第三天马利民就带着赵知青回村了,但徐婶子又整出新的幺蛾子,拦着大门,死活不让赵知青进院,说是不能把晦气带回他们老马家。
“利民,你把这个女人送走,这个不下蛋的母鸡不配进咱们马家的门,我之前就不同意你娶她进门,最后也同意了,这次说什么也不行,她都不能生了,爱上哪儿上哪去,反正咱们老马家不收。你们现在就去离婚。”
徐婶子拦在自家大门外,死活不让赵知青进院,闹得很多村民不顾寒冬也要出来凑热闹。
马利民看围观的村民越来越多,也嫌弃自家母亲丢脸,但还是得好言相劝。
“妈,秀秀刚出院,身体还虚弱着,你先让她回房间休息,有什么事情咱们一家人商量不行吗?嚷嚷的人尽皆知你不嫌丢脸啊?爸,也劝劝我妈,既然我娶了秀秀,那就是一家人,不回家她又能去哪儿。”
马利民的语气里充满了无奈和哀求。
但二十几年被妻子管着,马父全名马铁柱,也没有意识反抗了,站在一边一声不吭。
赵知青听到婆婆的话,本来就虚弱的身体又摇摇欲坠了。听到婆婆逼迫自己和丈夫离婚更感觉生活无望。
马利民看妻子又要晕倒,立马打横抱起人就要往院里进。
徐婶子也不顾地面寒冷还有踩实的积雪,一下横躺在大门前,把门挡的严严实实。
事情闹成这样早就有好信儿的去通知大队长了,郑大队长赶到时看到的就是徐婶子撒泼打滚的景象。
不禁气怒,大呵一声“闹什么闹?还不快点把人抱进去,一会儿再受凉了,看病不花钱那,你们家钱多烧的慌把钱给村里,大家还能念你一个好。”
话落指挥几个力气大的婶子把徐婶子扶起来拽到了一边,空出位置让马利民进门。
徐婶子还想再闹,被大队长一眼瞪了回去,只能也转身回屋,狠狠地关上了大门。
大家伙儿见没有热闹可看了,三三两两的说着话也回去了。
这场闹剧知青院的人也在现场,虽然来的稍晚,但也了解清楚了前因后果,不禁心里一阵唏嘘,更为赵知青不值,也不知道后面怎么处理。
如果赵知青真的离婚了,以她的性格肯定是活不下去的。
其他知青想着事情,再想想自己现如今过的日子,真实没有对比就没有满足,对现状都很满意。
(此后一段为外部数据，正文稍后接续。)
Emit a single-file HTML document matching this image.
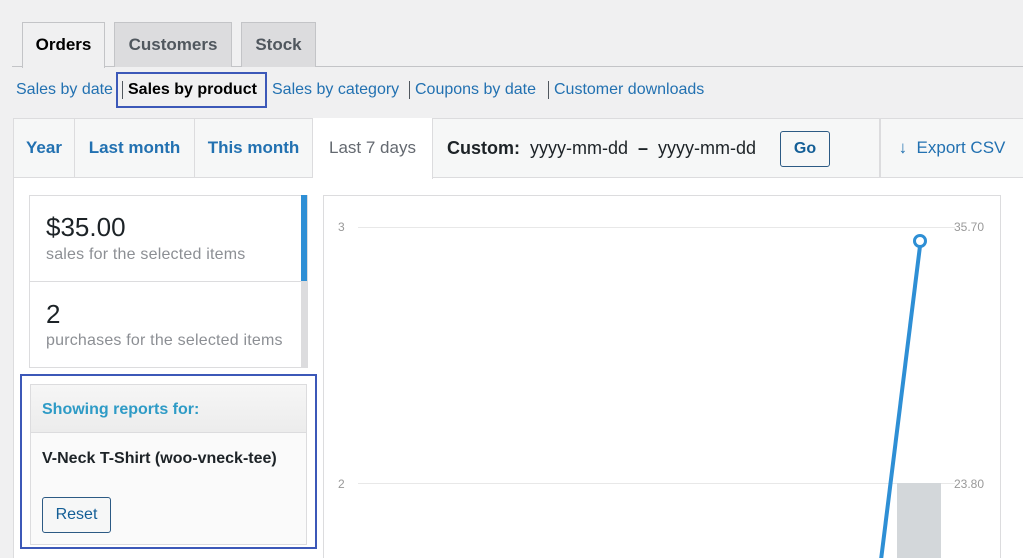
<!DOCTYPE html>
<html style="overflow:hidden"><head><style>
*{box-sizing:border-box;margin:0;padding:0}
html,body{width:1023px;height:558px;overflow:hidden}
body{background:#f0f0f1;font-family:"Liberation Sans",Arial,sans-serif;position:relative}
.a{position:absolute}
.tab{position:absolute;top:22px;height:45px;border:1px solid #c3c4c7;border-bottom:none;font-weight:bold;font-size:17px;line-height:44px;text-align:center;color:#50575e;background:#dcdcde}
.sub{position:absolute;top:81px;font-size:16px;color:#2271b1}
.nav{position:absolute;top:118px;height:60px;font-size:17px;font-weight:bold;color:#2271b1;line-height:60px;text-align:center;border-right:1px solid #dcdcde}
</style></head><body>
<div class="a" style="left:12px;top:66px;width:1011px;height:1px;background:#c3c4c7"></div>
<div class="tab" style="left:22px;width:83px;background:#f0f0f1;color:#000;height:46px">Orders</div>
<div class="tab" style="left:114px;width:118px">Customers</div>
<div class="tab" style="left:241px;width:75px">Stock</div>
<div class="sub" style="left:16px">Sales by date</div>
<div class="a" style="left:122px;top:81px;width:1px;height:18px;background:#50575e"></div>
<div class="a" style="left:116px;top:72px;width:151px;height:36px;border:2px solid #3c58b8"></div>
<div class="sub" style="left:128px;color:#000;font-weight:bold">Sales by product</div>
<div class="sub" style="left:272px">Sales by category</div>
<div class="a" style="left:409px;top:81px;width:1px;height:18px;background:#50575e"></div>
<div class="sub" style="left:415px">Coupons by date</div>
<div class="a" style="left:548px;top:81px;width:1px;height:18px;background:#50575e"></div>
<div class="sub" style="left:554px">Customer downloads</div>

<div class="a" style="left:13px;top:118px;width:1020px;height:450px;background:#fff;border:1px solid #dcdcde"></div>
<div class="a" style="left:14px;top:119px;width:1010px;height:59px;background:#f6f7f7;border-bottom:1px solid #dcdcde"></div>
<div class="nav" style="left:14px;width:61px">Year</div>
<div class="nav" style="left:75px;width:120px">Last month</div>
<div class="nav" style="left:195px;width:118px">This month</div>
<div class="nav" style="left:313px;width:120px;background:#fff;color:#646970;font-weight:normal;height:61px">Last 7 days</div>
<div class="nav" style="left:433px;width:447px;color:#1d2327;text-align:left;padding-left:14px;font-weight:normal;font-size:18px"><b>Custom:</b>&nbsp; yyyy-mm-dd &nbsp;<b>–</b>&nbsp; yyyy-mm-dd</div>
<div class="a" style="left:780px;top:131px;width:50px;height:36px;border:1px solid #2c5a84;border-radius:3px;background:#f6f7f7;color:#135e96;font-weight:bold;font-size:16px;line-height:34px;text-align:center">Go</div>
<div class="nav" style="left:880px;width:143px;font-weight:normal;border-left:1px solid #dcdcde;border-right:none">↓&nbsp; Export CSV</div>

<div class="a" style="left:29px;top:195px;width:279px;height:173px;border:1px solid #dcdcde;background:#fff"></div>
<div class="a" style="left:30px;top:281px;width:271px;height:1px;background:#dcdcde"></div>
<div class="a" style="left:301px;top:195px;width:6px;height:86px;background:#2e8fd5"></div>
<div class="a" style="left:301px;top:281px;width:6px;height:86px;background:#dcdcde"></div>
<div class="a" style="left:46px;top:212px;font-size:26px;color:#1d2327">$35.00</div>
<div class="a" style="left:46px;top:246px;font-size:16px;color:#8c8f94;letter-spacing:0.2px">sales for the selected items</div>
<div class="a" style="left:46px;top:299px;font-size:26px;color:#1d2327">2</div>
<div class="a" style="left:46px;top:332px;font-size:16px;color:#8c8f94;letter-spacing:0.2px">purchases for the selected items</div>

<div class="a" style="left:20px;top:374px;width:297px;height:175px;border:2px solid #3c58b8"></div>
<div class="a" style="left:30px;top:384px;width:277px;height:161px;border:1px solid #dcdcde;background:#fafafa"></div>
<div class="a" style="left:31px;top:385px;width:275px;height:48px;background:linear-gradient(#f6f6f6,#ececec);border-bottom:1px solid #dcdcde"></div>
<div class="a" style="left:42px;top:401px;font-size:16px;font-weight:bold;color:#2e9bc6">Showing reports for:</div>
<div class="a" style="left:42px;top:450px;font-size:16px;font-weight:bold;color:#1d2327">V-Neck T-Shirt (woo-vneck-tee)</div>
<div class="a" style="left:42px;top:497px;width:69px;height:36px;border:1px solid #2c5a84;border-radius:3px;background:#f6f7f7;color:#135e96;font-size:16px;line-height:34px;text-align:center">Reset</div>

<div class="a" style="left:323px;top:195px;width:678px;height:380px;border:1px solid #dcdcde;background:#fff"></div>
<div class="a" style="left:358px;top:227px;width:597px;height:1px;background:#e8e8e8"></div>
<div class="a" style="left:358px;top:483px;width:597px;height:1px;background:#e8e8e8"></div>
<div class="a" style="left:338px;top:220px;font-size:12px;color:#999">3</div>
<div class="a" style="left:338px;top:477px;font-size:12px;color:#999">2</div>
<div class="a" style="left:954px;top:220px;font-size:12px;color:#999">35.70</div>
<div class="a" style="left:954px;top:477px;font-size:12px;color:#999">23.80</div>
<div class="a" style="left:897px;top:483px;width:44px;height:75px;background:#d3d7da"></div>
<svg class="a" style="left:0;top:0" width="1023" height="558"><line x1="920" y1="246" x2="881" y2="560" stroke="#2e8fd5" stroke-width="4"/><circle cx="920" cy="241" r="5.5" fill="#fff" stroke="#2e8fd5" stroke-width="3"/></svg>
</body></html>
有几个本来熬不住有想法在当地找人嫁了的知青,更是连心思都不敢起了。要是遇到徐婶子这样的婆婆,他们恐怕也只能去死了。
冬天的日子本就枯燥无趣,马家婆子的矛盾给村里爱八卦的婶子们增添了不少热闹。
要说一家人过日子,谁家还没有些小摩擦呢,但逼着小两口离婚的还真没有。毕竟现在这年头农村基本没有离婚的,被离婚的性格坚强的还能换个地方生活,性格柔弱的很难生存下去,大家的唾沫星子就能把他逼死。
大环境还是男权社会,女性还是弱势群体,不太会有人为女性弱势群体声,有委屈只能自己咽下。
最终马利民和赵秀二人也没有离婚,还算比较好的结果,不过徐婶子对待赵秀的态度更不如从前了。
赵秀身体好了以后不仅要负责全家里里外外的家务,大冬天的还得上山打柴禾,但她性格柔弱腼腆,又不懂的反抗,也不知道这样的日子什么时候是个头。
知青院里的人都想伸把手,但自己的日子也不好过,也不知从什么地方入手。
时间过得很快,马上进入腊月了,村里准备去县里肉联厂交年猪了。
今年年头好,村里还多养了三头猪,交完年猪后,剩下的猪杀了,每家每户也能分到二斤肉。
虽说每个人分到手里的肉很少,但对于很久没吃过肉的人们,都充满了期待。
每年的杀猪日子,村里都会做一大锅杀猪菜来分,想想美味的杀猪菜,大家都希望日子快些过去。